Stage 2:  Since Stage 1 didn't take you any time at all, you figure you're ready to jump in to stage 2. Hold on, cowboy! First you need some background on the BF2 Hierarchy system. Check out BF2 Hierarchy before you go any further. OK, so the basic hierarchy of a weapon is as in the following screenie.

The parts highlighted in red are dummies, the ones in light green are your main mesh, the ones in dark green are your parts for animation. Important! The part I have selected under lod1 is the scope mesh. This mesh will be drawn in first person when the player zooms in to look down the sights or through the scope. If this is a sniper rifle, you probably only want a simple plane with an alpha texture painted on it, otherwise it will be the parts as seen when looking down the sights. Note: Don't worry about the nonvis_ and col1 parts for now, they aren't required to be part of your weapon and can easily be added later if deemed necessary. Create the necessary dummies and link them up as shown in the BF2 Hierarchy page. Create a folder called "2-Hierarchy" in your weapon's main folder. Save your completed scene to this folder. And of course always zip and upload your file to the FTP server!

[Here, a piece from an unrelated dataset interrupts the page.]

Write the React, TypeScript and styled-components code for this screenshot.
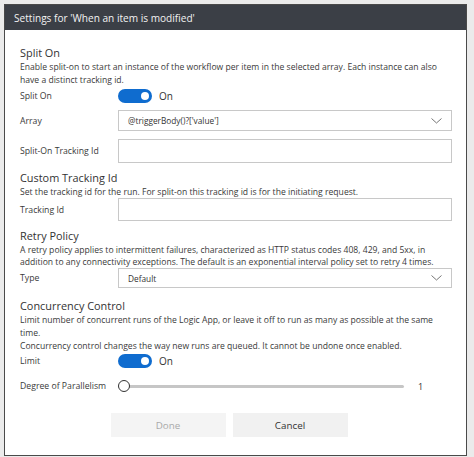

Stage 3:  Skinning is a process I don't understand very well. I know there's some unwrapping that goes on, a 2d skin is then created based off of the unwrap and that material is then applied to the 3d model. Beyond that, I'm pretty much lost. Maybe Ram or someone can share his knowledge of the process with everyone here. After the skinning process is completed, the skinner should create a folder called "3-Skinned" in your weapon's main folder. Save the skinned mesh file as well as the textures in the 3-Skinned directory. And of course always zip and upload your file to the FTP server!

Stage 4:  For weapons, you may be able to use the vanilla BF2 animations. Animating, like skinning, is a process I don't understand very well. I know a skeleton needs to be created, the skinned mesh vertices need to be attached to those bones, and then those bones get moved around from one "key" frame to the next. Beyond that, I'm pretty much lost. Maybe Alxcote or someone can share his knowledge of the process with everyone here. After the animation process is completed, the animator should create a folder called "4-Animated" in your weapon's main folder. Save the animated scene file in the 4-Animated directory. And of course always zip and upload your file to the FTP server!

Stage 5:  Almost done! Next a weapon gets imported and coded. If all of the LODs, Cols, and hierarchy is complete as it should be by this point, the importing of the weapon should be easy and the guys who know how to tweak settings should be able to modify the weapon in-game so that it comes to life the way it should. Once the weapon is imported into the editor, several files are created, those files should be included in the next folder we create called "5-Coded" in your weapon's main folder. Save the generated files as well as your tweaks in the 5-Coded directory. And of course always zip and upload your file to the FTP server! After all of these Stages have been completed, the result should be a fully functional weapon. Of course the success of this process working is to make sure everything is done in the correct order, with only one person working on one part at a time. If everyone does their own part and we can get these models churning out very quickly, with less frustration all around.